In the Dutch Caribbean, slavery was not abolished until 1863. The belated emancipation of 40,000 colonial slaves was due to the fact that there was no strong abolitionist lobby in the Netherlands and that until 1860 the liberal ideology in economic matters did not have many adherents, nor was tax money readily available to compensate the slave owners. It was the revenue derived from the cultivation system in the Dutch East Indies that tipped the balance. After the ending of slavery, the Dutch instituted a ten-year period of apprenticeship (1863–1873) and then started to import 30,000 indentured laborers from British India (1873–1916) and a similar number from Java (1890–1939). As the Dutch Antilles housed no large-scale plantations, their freedmen were exempt from apprenticeship, and none of the islands imported indentured labor. At the beginning of the twentieth century, the economy of the islands received a strong boost from the construction of oil refineries. Similarly, Suriname experienced economic growth by allowing the American-owned SURALCO Company to mine its aluminum ore. During World War II, the aluminum production in Suriname and the oil refineries on the Dutch Antilles were of such importance to the allied war effort that the United States and the United Kingdom took over the defense of these colonies with the consent of the London-based Dutch government in exile.

End of the “Empire”

In 1942 the Japanese occupied the Dutch East Indies and collaborated with those Indonesian politicians who were in favor of independence.
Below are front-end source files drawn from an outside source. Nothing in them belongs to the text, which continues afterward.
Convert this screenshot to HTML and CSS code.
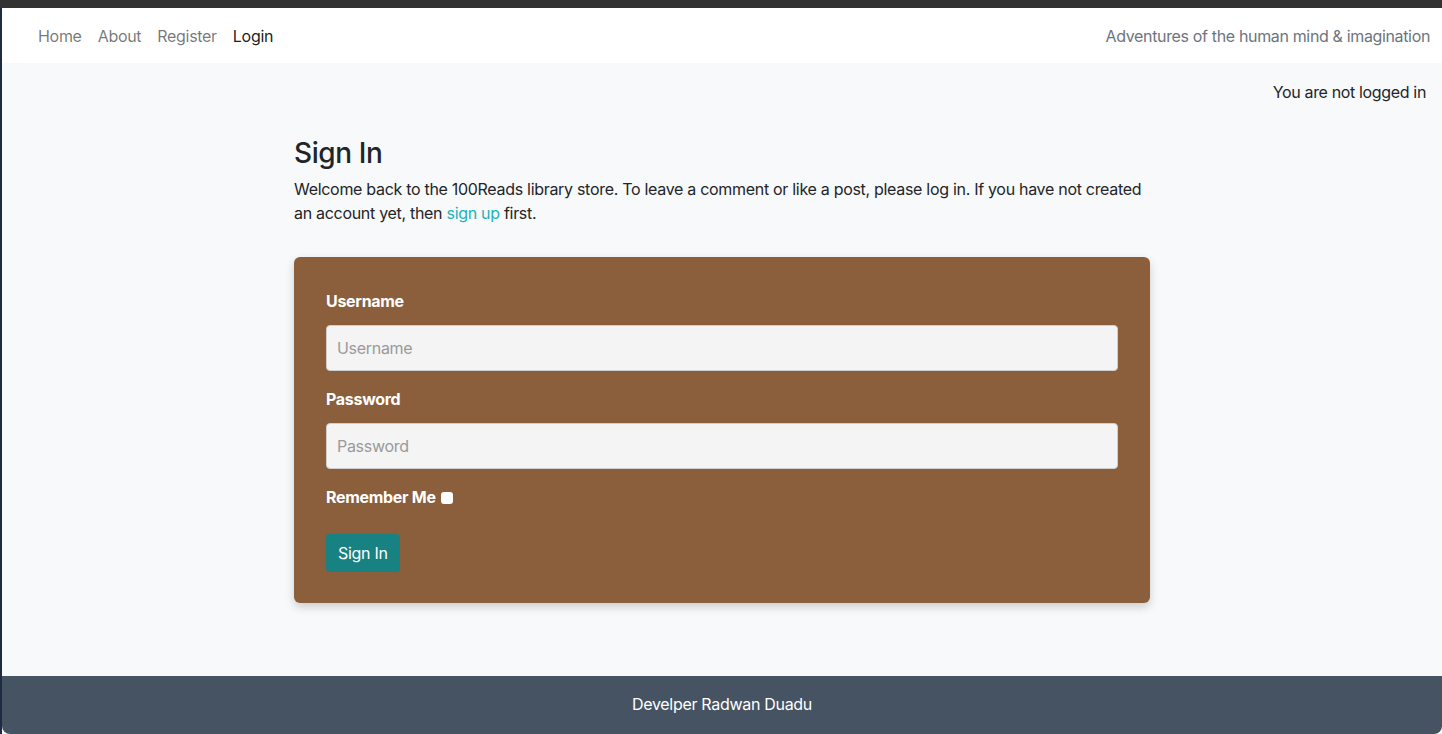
FILE: index.html
```html
<!DOCTYPE html>
<html lang="en">
<head>
<meta charset="utf-8">
<title>Sign In - 100Reads</title>
<link rel="stylesheet" href="styles.css">
</head>
<body>
<div class="topbar"></div>
<div class="page">
  <nav class="navbar">
    <ul class="nav-links">
      <li><a href="#" class="nav-link">Home</a></li>
      <li><a href="#" class="nav-link">About</a></li>
      <li><a href="#" class="nav-link">Register</a></li>
      <li><a href="#" class="nav-link active">Login</a></li>
    </ul>
    <span class="tagline">Adventures of the human mind &amp; imagination</span>
  </nav>
  <main class="main">
    <p class="status">You are not logged in</p>
    <section class="container">
      <h3 class="title">Sign In</h3>
      <p class="intro">Welcome back to the 100Reads library store. To leave a comment or like a post, please log in. If you have not created an account yet, then <a href="#" class="link">sign up</a> first.</p>
      <form class="card">
        <label class="label" for="u">Username</label>
        <input class="input" id="u" type="text" placeholder="Username">
        <label class="label" for="p">Password</label>
        <input class="input" id="p" type="password" placeholder="Password">
        <div class="remember"><span class="label-inline">Remember Me</span><span class="checkbox"></span></div>
        <button type="button" class="btn">Sign In</button>
      </form>
    </section>
  </main>
  <footer class="footer">Develper Radwan Duadu</footer>
</div>
</body>
</html>
```
FILE: styles.css
```css
* { box-sizing: border-box; }
html, body { margin: 0; padding: 0; }
body {
  font-family: Inter, "Noto Sans", sans-serif;
  font-size: 16px;
  line-height: 24px;
  color: #212529;
  background: #2d2d2d;
  height: 734px;
  display: flex;
  flex-direction: column;
}
.topbar { height: 8px; background: #323232; flex: none; }
.page {
  flex: 1;
  display: flex;
  flex-direction: column;
  background: #f8f9fa;
  border-left: 2px solid #1f2b40;
}
.navbar {
  height: 55px;
  background: #fff;
  display: flex;
  align-items: center;
  justify-content: space-between;
  padding: 0 12px 0 28px;
  flex: none;
}
.nav-links { list-style: none; margin: 0; padding: 0; display: flex; }
.nav-link {
  display: block;
  padding: 0 8px;
  color: rgba(0,0,0,.55);
  text-decoration: none;
  letter-spacing: -0.3px;
}
.nav-link.active { color: rgba(0,0,0,.9); }
.tagline { color: #6c757d; letter-spacing: -0.35px; }
.main { flex: 1; display: flex; flex-direction: column; }
.status { margin: 17px 16px 0 0; text-align: right; letter-spacing: -0.35px; }
.container { width: 856px; margin: 32px auto 0; }
.title { font-size: 28px; font-weight: 500; line-height: 34px; margin: 0 0 7px; letter-spacing: -0.4px; }
.intro { margin: 0 0 32px; letter-spacing: -0.3px; }
.link { color: #20b2b8; text-decoration: none; }
.card {
  background: #8b5e3c;
  border-radius: 6px;
  padding: 32px 32px 31px;
  box-shadow: 0 4px 10px rgba(0,0,0,.18);
  display: flex;
  flex-direction: column;
  align-items: flex-start;
}
.label { color: #fff; font-weight: 700; margin-bottom: 12px; letter-spacing: -0.3px; }
.input {
  width: 100%;
  height: 46px;
  border: 1px solid #cfcfcf;
  border-radius: 4px;
  background: #f4f4f4;
  padding: 0 10px;
  font: inherit;
  color: #212529;
  margin-bottom: 16px;
  letter-spacing: -0.3px;
}
.input::placeholder { color: #9a9a9a; }
.remember { display: flex; align-items: center; gap: 5px; }
.label-inline { color: #fff; font-weight: 700; letter-spacing: -0.3px; }
.checkbox {
  width: 12px; height: 12px;
  background: #fff;
  border-radius: 3px;
  margin-top: 2px;
}
.btn {
  margin-top: 25px;
  height: 38px;
  padding: 0 12px;
  border: none;
  border-radius: 4px;
  background: #188181;
  color: #fff;
  font: inherit;
  letter-spacing: -0.3px;
}
.footer {
  flex: none;
  height: 58px;
  padding-bottom: 2px;
  background: #465362;
  color: #fff;
  display: flex;
  align-items: center;
  justify-content: center;
  letter-spacing: -0.3px;
  border-radius: 0 0 8px 8px;
}
```
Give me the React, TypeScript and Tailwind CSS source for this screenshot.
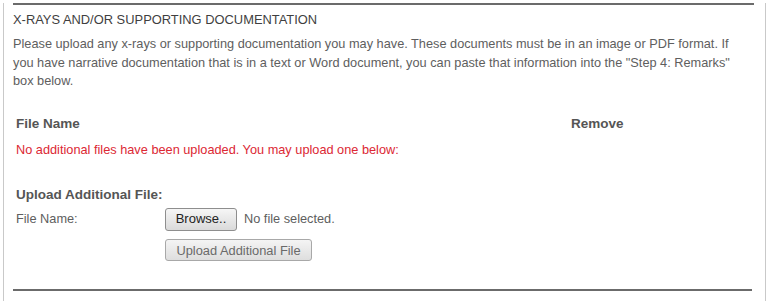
export default function App() {
  const font = { fontFamily: '"Liberation Sans", Arial, sans-serif' };

  return (
    <div className="w-[768px] h-[302px] bg-white overflow-hidden" style={font}>
      <div className="ml-[3px] w-[763px] h-[298px] border-l border-r border-[#c9c9c9] px-[9px]">
        {/* top rule */}
        <div className="mt-[3px] h-[2px] w-[741px] bg-[#6b6b6b]" />

        {/* Section heading */}
        <h2 className="mt-[6px] text-[12.9px] leading-[18px] text-[#3f3f3f] font-normal">
          X-RAYS AND/OR SUPPORTING DOCUMENTATION
        </h2>
        <p className="mt-[6px] text-[12.75px] leading-[18.5px] text-[#5e5e5e] whitespace-nowrap">
          Please upload any x-rays or supporting documentation you may have. These documents must be in an image or PDF format. If
          <br />
          you have narrative documentation that is in a text or Word document, you can paste that information into the "Step 4: Remarks"
          <br />
          box below.
        </p>

        {/* Files table */}
        <div className="pl-[3px]">
          <div className="mt-[24px] flex text-[13.5px] leading-[18px] font-bold text-[#555]">
            <span className="w-[555px]">File Name</span>
            <span>Remove</span>
          </div>
          <p className="mt-[8px] text-[12.75px] leading-[18px] text-[#dc2834]">
            No additional files have been uploaded. You may upload one below:
          </p>

          {/* Upload form */}
          <h3 className="mt-[27px] text-[13.5px] leading-[18px] font-bold text-[#555]">
            Upload Additional File:
          </h3>
          <div className="mt-[4px] flex items-center text-[12.75px] text-[#5e5e5e]">
            <span className="w-[149px]">File Name:</span>
            <button className="h-[23px] w-[72px] rounded-[3px] border border-[#8e8e8e] bg-gradient-to-b from-[#f6f6f6] to-[#dadada] text-[13px] text-[#222]">
              Browse..
            </button>
            <span className="ml-[7px]">No file selected.</span>
          </div>
          <div className="mt-[7px] pl-[149px]">
            <button className="h-[22px] w-[147px] rounded-[3px] border border-[#a8a8a8] bg-gradient-to-b from-[#f4f4f4] to-[#dedede] text-[12.85px] text-[#6a6a6a]">
              Upload Additional File
            </button>
          </div>
        </div>

        {/* bottom rule */}
        <div className="mt-[27px] h-[2px] w-[739px] bg-[#6b6b6b]" />
      </div>
    </div>
  );
}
Its 40,000 Dutch colonists were put in camps. After the Japanese had surrendered in 1945, the Indonesians promulgated the independent Republic of Indonesia, while the Dutch tried to restore their prewar colonial rule. In spite of severe shortages at home caused by the ravages of the German occupation, the Dutch drafted a considerable army to fight the Indonesian Republic. However, the U.S. government was in favor of Indonesian independence and threatened to cut off Marshall Plan aid to the Netherlands. The Dutch gave up their efforts to restore colonial rule, and on 17 August 1949, the Republic of Indonesia, with the exception of the eastern part of New Guinea, which was not transferred to Indonesia until 1963, became a sovereign state.

In the wake of the achievement of independence by Indonesia, Suriname and Dutch Antilles were given self-government in 1948. In 1954 a Dutch Commonwealth Statute stipulated that the Netherlands, the six Dutch Antilles (Curacao, Aruba, Bonaire, Saint Martin, Saint Eustatius, and Saba), and Suriname would be equal partners, have internal self-government, and share their foreign relations and defense. Over time the disadvantages of this arrangement increased as about 30 percent of the population of the Dutch West Indies moved to the Netherlands, while at the same time the Dutch government spent large amounts in aid subsidizing the budget of these former colonies. In 1975 the Dutch succeeded in granting independence to Suriname by providing the 400,000 inhabitants of the former colony with 4 billion guilders in aid. The six Dutch Antillean islands refused a similar offer. The Dutch Antilles prefer to continue their membership in the Kingdom of the Netherlands, but some of the islands prefer to have a direct link with The Hague rather than an indirect one through the common inter-island council in Willemstad on Curacao. The Netherlands cannot change its relationship with the Dutch Antilles, such as instituting a barrier for immigrants, as the Commonwealth Statute demands that all constituent members of the Dutch Kingdom agree to its annulment.

Bibliography:

  1. Boxer, C. R. (1957). The Dutch seaborne empire, 1600–1800. Oxford, U.K.: Clarendon.
  2. den Heijer, H. J. (1994). De geschiedenis van de WIC [The history of the Dutch West India Company]. Zutphen, The Netherlands: de Walburg Pers.
  3. Emmer, P. C. (1998). The Dutch in the Atlantic economy, 1580– 1880: Trade, slavery and emancipation. Aldershot, The Netherlands: Variorum.
  4. Emmer, P. C. (1998). The economic impact of the Dutch expansion overseas. Revista de Historia Economica, 16(1), 157–176.
  5. Gaastra, F. S. (1991). De geschiedenis van de VOC [The history of the Dutch East India Company] (2nd ed). Zutphen, The Netherlands: de Walburg Pers.
  6. Israel, J. I. (1989). Dutch primacy in world trade. Oxford, U.K.: Clarendon.
  7. Kuitenbrouwer, M. (1991). The Netherlands and the rise of modern imperialism: Colonies and foreign policy, 1870–1902. New York: Berg.
  8. Low, D. A. (1986). Counterpart experiences: India/Indonesia, 1920s–1950s. Itinerario, 10(1), 117–143.
  9. Oostindie, G., & Klinkers, I. (2004). Decolonising the Caribbean: Dutch policies in a comparative perspective. Amsterdam: Amsterdam University Press.
  10. Postma, J., & Enthoven, V. (2003). (Eds.). Riches from Atlantic commerce: Dutch transatlantic shipping, 1585–1817. Leiden, The Netherlands/Boston: Brill.
  11. Van Niel, R. (1992). Java under the cultivation system. Leiden, The Netherlands: KITLV Press.